Recorded information »
# # # #
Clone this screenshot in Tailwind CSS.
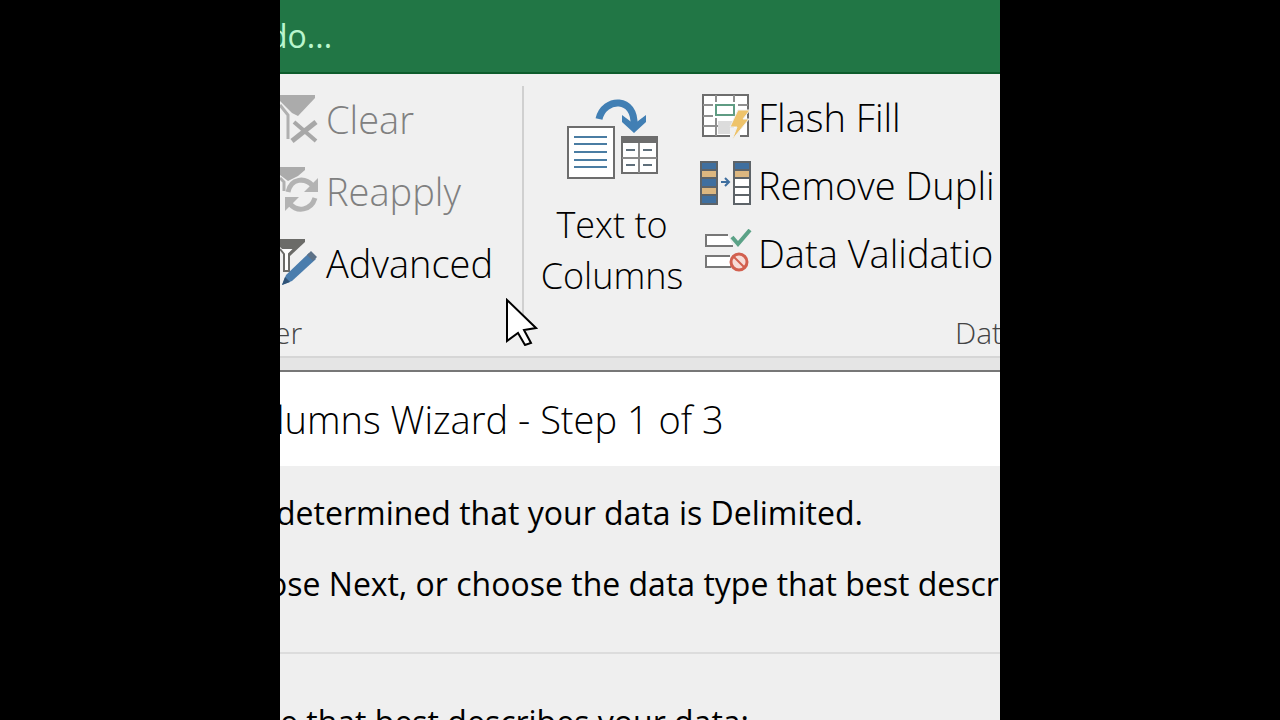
<!DOCTYPE html>
<html lang="en">
  <head>
    <meta charset="UTF-8" />
    <meta name="viewport" content="width=device-width, initial-scale=1.0" />
    <title>Text to Columns Wizard</title>
    <script src="https://cdn.jsdelivr.net/npm/@tailwindcss/browser@4"></script>
  </head>
  <body class="bg-black">
    <main
      class="relative mx-auto flex aspect-square h-screen flex-col overflow-hidden bg-[#efefef] font-['Open_Sans','Noto_Sans',sans-serif] font-light whitespace-nowrap text-black"
    >
      <!-- Title bar -->
      <header
        class="flex h-[74px] shrink-0 items-center border-b-2 border-[#0d5c2c] bg-[#217645]"
      >
        <span class="-ml-3 text-[32px] font-normal text-[#b9f5cd]">do...</span>
      </header>

      <!-- Ribbon -->
      <section class="flex h-[284px] shrink-0 border-b-2 border-[#d6d6d6] bg-[#f0f0f0]">
        <div class="flex w-[242px] shrink-0 flex-col pt-[9px]">
          <button class="flex h-[72px] shrink-0 items-center gap-1.5 text-[38px] text-[#808080]">
            <svg class="h-12 w-10" viewBox="0 0 40 48" fill="none">
              <path d="M0 0H35V3L18 21L12 18L0 6Z" fill="#ababab" />
              <path d="M0 10L8 20V44" stroke="#b0b0b0" stroke-width="3" />
              <path d="M12 46L36 27" stroke="#a8a8a8" stroke-width="5" />
              <path d="M14 27L36 46" stroke="#a8a8a8" stroke-width="4" />
            </svg>
            Clear
          </button>
          <button class="flex h-[72px] shrink-0 items-center gap-1.5 text-[38px] text-[#808080]">
            <svg class="h-12 w-10" viewBox="0 0 40 48" fill="none">
              <path d="M0 0H25V3L18 9L8 14L0 8Z" fill="#ababab" />
              <path d="M0 11L4 15V24" stroke="#b0b0b0" stroke-width="3" />
              <path d="M8 25C11 11 25 10 33 19" stroke="#b3b3b3" stroke-width="5" />
              <path d="M38 11V25H24Z" fill="#b3b3b3" />
              <path d="M35 31C31 44 17 45 10 37" stroke="#b3b3b3" stroke-width="5" />
              <path d="M5 44V30H19Z" fill="#b3b3b3" />
            </svg>
            Reapply
          </button>
          <button class="flex h-[72px] shrink-0 items-center gap-1.5 text-[38px]">
            <svg class="h-12 w-10" viewBox="0 0 40 48" fill="none">
              <path d="M0 0H25V3L10 17L0 8Z" fill="#6b6b68" />
              <path d="M0 10L4 15V32H9V15L14 10" fill="#fff" stroke="#6b6b68" stroke-width="2" />
              <path d="M2 46L6 36L29 14L36 20L12 42Z" fill="#4a7dad" />
              <path d="M27 16L31 12L37 18L33 22Z" fill="#5c7187" />
              <path d="M2 46L5 38L10 43Z" fill="#2f5377" />
            </svg>
            Advanced
          </button>
          <p class="-ml-1.5 flex h-[66px] shrink-0 items-center text-[30px] text-[#444]">er</p>
        </div>

        <div class="mt-3 h-[230px] w-0.5 shrink-0 bg-[#d0d0d0]"></div>

        <div class="min-w-0 grow pt-[9px]">
          <div class="flex h-[216px]">
            <button class="flex w-[176px] shrink-0 flex-col items-center pt-[15px] text-[36px] leading-[51px]">
              <svg class="mb-[17px] h-[84px] w-24 shrink-0" viewBox="-1 0 96 84" fill="none">
                <path d="M3 29H49V80H3Z" fill="#fff" stroke="#6d6d6d" stroke-width="2" />
                <path d="M9 39H42M9 46H42M9 54H42M9 62H42M9 69H42" stroke="#4a7da3" stroke-width="2" />
                <path d="M57 39H92V75H57Z" fill="#fff" stroke="#6d6d6d" stroke-width="2" />
                <path d="M56 38H93V45H56Z" fill="#6d6d6d" />
                <path d="M74 45V75M57 60H92" stroke="#8a8a8a" stroke-width="2" />
                <path d="M61 52H70M78 52H87M61 67H70M78 67H87" stroke="#5f6f7b" stroke-width="2" />
                <path d="M34 21C39 -1 71 -2 69 28" stroke="#417fb4" stroke-width="7" />
                <path d="M57 17L69 26L81 17V24L69 35L57 24Z" fill="#417fb4" />
              </svg>
              <span>Text to<br />Columns</span>
            </button>
            <div class="min-w-0 grow text-[38px]">
              <button class="flex h-[68px] items-center gap-1.5">
                <svg class="h-12 w-[52px] shrink-0" viewBox="0 0 52 48" fill="none">
                  <path d="M3 2H48V43H3Z" fill="#fff" stroke="#6d6d6d" stroke-width="2" />
                  <path d="M16 2V9M34 2V9M3 12H13M38 12H48M3 23H13M3 33H34M16 25V43" stroke="#8f8f8f" stroke-width="2" />
                  <path d="M18 28H34V41H18Z" fill="#dcdcdc" />
                  <path d="M16 12H34V22H16Z" fill="#fff" stroke="#5f9c83" stroke-width="2" />
                  <path d="M30 35H40V46H30Z" fill="#f0f0f0" />
                  <path d="M38 17H50L43 26H49L32 47L37 34H30Z" fill="#eec36a" stroke="#f0f0f0" />
                </svg>
                Flash Fill
              </button>
              <button class="flex h-[68px] items-center gap-1.5">
                <svg class="h-12 w-[52px] shrink-0" viewBox="0 0 52 48" fill="none">
                  <path d="M1 1H17V43H1Z" fill="#3f6f9f" />
                  <path d="M1 9H17V17H1ZM1 26H17V34H1Z" fill="#dcb780" />
                  <path d="M34 1H50V43H34Z" fill="#fff" />
                  <path d="M34 1H50V9H34Z" fill="#3f6f9f" />
                  <path d="M34 9H50V17H34Z" fill="#dcb780" />
                  <path d="M1 1H17V43H1ZM34 1H50V43H34ZM1 9H17M1 17H17M1 26H17M1 34H17M34 9H50M34 17H50M34 26H50M34 34H50" stroke="#5d6368" stroke-width="2" />
                  <path d="M21 21H29M25 17L29 21L25 25" stroke="#3f6f9f" stroke-width="2" />
                </svg>
                Remove Dupli
              </button>
              <button class="flex h-[68px] items-center gap-1.5">
                <svg class="h-12 w-[52px] shrink-0" viewBox="0 0 52 48" fill="none">
                  <path d="M28 6H6V17H33M30 27H6V38H31" fill="#fff" stroke="#777" stroke-width="2" />
                  <path d="M32 8L38 15L50 1" stroke="#5ba287" stroke-width="4" />
                  <circle cx="39" cy="33" r="8" fill="#f7dcd7" stroke="#d2604f" stroke-width="3" />
                  <path d="M33 27L45 39" stroke="#d2604f" stroke-width="2" />
                </svg>
                Data Validatio
              </button>
            </div>
          </div>
          <p class="flex h-[66px] items-center pl-[431px] text-[30px] text-[#444]">Dat</p>
        </div>
      </section>
      <div class="h-3.5 shrink-0 border-b-2 border-[#777] bg-[#e5e5e5]"></div>

      <!-- Wizard dialog -->
      <h1 class="-ml-1 flex h-[94px] shrink-0 items-center bg-white text-[38px]">
        lumns Wizard - Step 1 of 3
      </h1>
      <div class="grow text-[32px] font-normal">
        <p class="-ml-1 flex h-[94px] items-center">determined that your data is Delimited.</p>
        <p class="-ml-3 flex h-12 items-center">ose Next, or choose the data type that best descr</p>
        <hr class="mt-11 border-t-2 border-[#dcdcdc]" />
        <p class="mt-11 flex h-12 items-center">e that best describes your data:</p>
      </div>

      <!-- Mouse pointer -->
      <svg class="absolute top-[298px] left-[226px] h-12 w-8" viewBox="0 0 32 48">
        <path d="M1 2L30 30L18 32L25 45L19 47L12 35L1 43Z" fill="#fff" stroke="#000" stroke-width="2" />
      </svg>
    </main>
  </body>
</html>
# # # #
Your objective » Reproduce all of the material exactly, apart from the pictures.

Full output »
Clone this screenshot in Tailwind CSS.
<!DOCTYPE html>
<html lang="en">
  <head>
    <meta charset="UTF-8" />
    <meta name="viewport" content="width=device-width, initial-scale=1.0" />
    <title>Text to Columns Wizard</title>
    <script src="https://cdn.jsdelivr.net/npm/@tailwindcss/browser@4"></script>
  </head>
  <body class="bg-black">
    <main
      class="relative mx-auto flex aspect-square h-screen flex-col overflow-hidden bg-[#efefef] font-['Open_Sans','Noto_Sans',sans-serif] font-light whitespace-nowrap text-black"
    >
      <!-- Title bar -->
      <header
        class="flex h-[74px] shrink-0 items-center border-b-2 border-[#0d5c2c] bg-[#217645]"
      >
        <span class="-ml-3 text-[32px] font-normal text-[#b9f5cd]">do...</span>
      </header>

      <!-- Ribbon -->
      <section class="flex h-[284px] shrink-0 border-b-2 border-[#d6d6d6] bg-[#f0f0f0]">
        <div class="flex w-[242px] shrink-0 flex-col pt-[9px]">
          <button class="flex h-[72px] shrink-0 items-center gap-1.5 text-[38px] text-[#808080]">
            <svg class="h-12 w-10" viewBox="0 0 40 48" fill="none">
              <path d="M0 0H35V3L18 21L12 18L0 6Z" fill="#ababab" />
              <path d="M0 10L8 20V44" stroke="#b0b0b0" stroke-width="3" />
              <path d="M12 46L36 27" stroke="#a8a8a8" stroke-width="5" />
              <path d="M14 27L36 46" stroke="#a8a8a8" stroke-width="4" />
            </svg>
            Clear
          </button>
          <button class="flex h-[72px] shrink-0 items-center gap-1.5 text-[38px] text-[#808080]">
            <svg class="h-12 w-10" viewBox="0 0 40 48" fill="none">
              <path d="M0 0H25V3L18 9L8 14L0 8Z" fill="#ababab" />
              <path d="M0 11L4 15V24" stroke="#b0b0b0" stroke-width="3" />
              <path d="M8 25C11 11 25 10 33 19" stroke="#b3b3b3" stroke-width="5" />
              <path d="M38 11V25H24Z" fill="#b3b3b3" />
              <path d="M35 31C31 44 17 45 10 37" stroke="#b3b3b3" stroke-width="5" />
              <path d="M5 44V30H19Z" fill="#b3b3b3" />
            </svg>
            Reapply
          </button>
          <button class="flex h-[72px] shrink-0 items-center gap-1.5 text-[38px]">
            <svg class="h-12 w-10" viewBox="0 0 40 48" fill="none">
              <path d="M0 0H25V3L10 17L0 8Z" fill="#6b6b68" />
              <path d="M0 10L4 15V32H9V15L14 10" fill="#fff" stroke="#6b6b68" stroke-width="2" />
              <path d="M2 46L6 36L29 14L36 20L12 42Z" fill="#4a7dad" />
              <path d="M27 16L31 12L37 18L33 22Z" fill="#5c7187" />
              <path d="M2 46L5 38L10 43Z" fill="#2f5377" />
            </svg>
            Advanced
          </button>
          <p class="-ml-1.5 flex h-[66px] shrink-0 items-center text-[30px] text-[#444]">er</p>
        </div>

        <div class="mt-3 h-[230px] w-0.5 shrink-0 bg-[#d0d0d0]"></div>

        <div class="min-w-0 grow pt-[9px]">
          <div class="flex h-[216px]">
            <button class="flex w-[176px] shrink-0 flex-col items-center pt-[15px] text-[36px] leading-[51px]">
              <svg class="mb-[17px] h-[84px] w-24 shrink-0" viewBox="-1 0 96 84" fill="none">
                <path d="M3 29H49V80H3Z" fill="#fff" stroke="#6d6d6d" stroke-width="2" />
                <path d="M9 39H42M9 46H42M9 54H42M9 62H42M9 69H42" stroke="#4a7da3" stroke-width="2" />
                <path d="M57 39H92V75H57Z" fill="#fff" stroke="#6d6d6d" stroke-width="2" />
                <path d="M56 38H93V45H56Z" fill="#6d6d6d" />
                <path d="M74 45V75M57 60H92" stroke="#8a8a8a" stroke-width="2" />
                <path d="M61 52H70M78 52H87M61 67H70M78 67H87" stroke="#5f6f7b" stroke-width="2" />
                <path d="M34 21C39 -1 71 -2 69 28" stroke="#417fb4" stroke-width="7" />
                <path d="M57 17L69 26L81 17V24L69 35L57 24Z" fill="#417fb4" />
              </svg>
              <span>Text to<br />Columns</span>
            </button>
            <div class="min-w-0 grow text-[38px]">
              <button class="flex h-[68px] items-center gap-1.5">
                <svg class="h-12 w-[52px] shrink-0" viewBox="0 0 52 48" fill="none">
                  <path d="M3 2H48V43H3Z" fill="#fff" stroke="#6d6d6d" stroke-width="2" />
                  <path d="M16 2V9M34 2V9M3 12H13M38 12H48M3 23H13M3 33H34M16 25V43" stroke="#8f8f8f" stroke-width="2" />
                  <path d="M18 28H34V41H18Z" fill="#dcdcdc" />
                  <path d="M16 12H34V22H16Z" fill="#fff" stroke="#5f9c83" stroke-width="2" />
                  <path d="M30 35H40V46H30Z" fill="#f0f0f0" />
                  <path d="M38 17H50L43 26H49L32 47L37 34H30Z" fill="#eec36a" stroke="#f0f0f0" />
                </svg>
                Flash Fill
              </button>
              <button class="flex h-[68px] items-center gap-1.5">
                <svg class="h-12 w-[52px] shrink-0" viewBox="0 0 52 48" fill="none">
                  <path d="M1 1H17V43H1Z" fill="#3f6f9f" />
                  <path d="M1 9H17V17H1ZM1 26H17V34H1Z" fill="#dcb780" />
                  <path d="M34 1H50V43H34Z" fill="#fff" />
                  <path d="M34 1H50V9H34Z" fill="#3f6f9f" />
                  <path d="M34 9H50V17H34Z" fill="#dcb780" />
                  <path d="M1 1H17V43H1ZM34 1H50V43H34ZM1 9H17M1 17H17M1 26H17M1 34H17M34 9H50M34 17H50M34 26H50M34 34H50" stroke="#5d6368" stroke-width="2" />
                  <path d="M21 21H29M25 17L29 21L25 25" stroke="#3f6f9f" stroke-width="2" />
                </svg>
                Remove Dupli
              </button>
              <button class="flex h-[68px] items-center gap-1.5">
                <svg class="h-12 w-[52px] shrink-0" viewBox="0 0 52 48" fill="none">
                  <path d="M28 6H6V17H33M30 27H6V38H31" fill="#fff" stroke="#777" stroke-width="2" />
                  <path d="M32 8L38 15L50 1" stroke="#5ba287" stroke-width="4" />
                  <circle cx="39" cy="33" r="8" fill="#f7dcd7" stroke="#d2604f" stroke-width="3" />
                  <path d="M33 27L45 39" stroke="#d2604f" stroke-width="2" />
                </svg>
                Data Validatio
              </button>
            </div>
          </div>
          <p class="flex h-[66px] items-center pl-[431px] text-[30px] text-[#444]">Dat</p>
        </div>
      </section>
      <div class="h-3.5 shrink-0 border-b-2 border-[#777] bg-[#e5e5e5]"></div>

      <!-- Wizard dialog -->
      <h1 class="-ml-1 flex h-[94px] shrink-0 items-center bg-white text-[38px]">
        lumns Wizard - Step 1 of 3
      </h1>
      <div class="grow text-[32px] font-normal">
        <p class="-ml-1 flex h-[94px] items-center">determined that your data is Delimited.</p>
        <p class="-ml-3 flex h-12 items-center">ose Next, or choose the data type that best descr</p>
        <hr class="mt-11 border-t-2 border-[#dcdcdc]" />
        <p class="mt-11 flex h-12 items-center">e that best describes your data:</p>
      </div>

      <!-- Mouse pointer -->
      <svg class="absolute top-[298px] left-[226px] h-12 w-8" viewBox="0 0 32 48">
        <path d="M1 2L30 30L18 32L25 45L19 47L12 35L1 43Z" fill="#fff" stroke="#000" stroke-width="2" />
      </svg>
    </main>
  </body>
</html>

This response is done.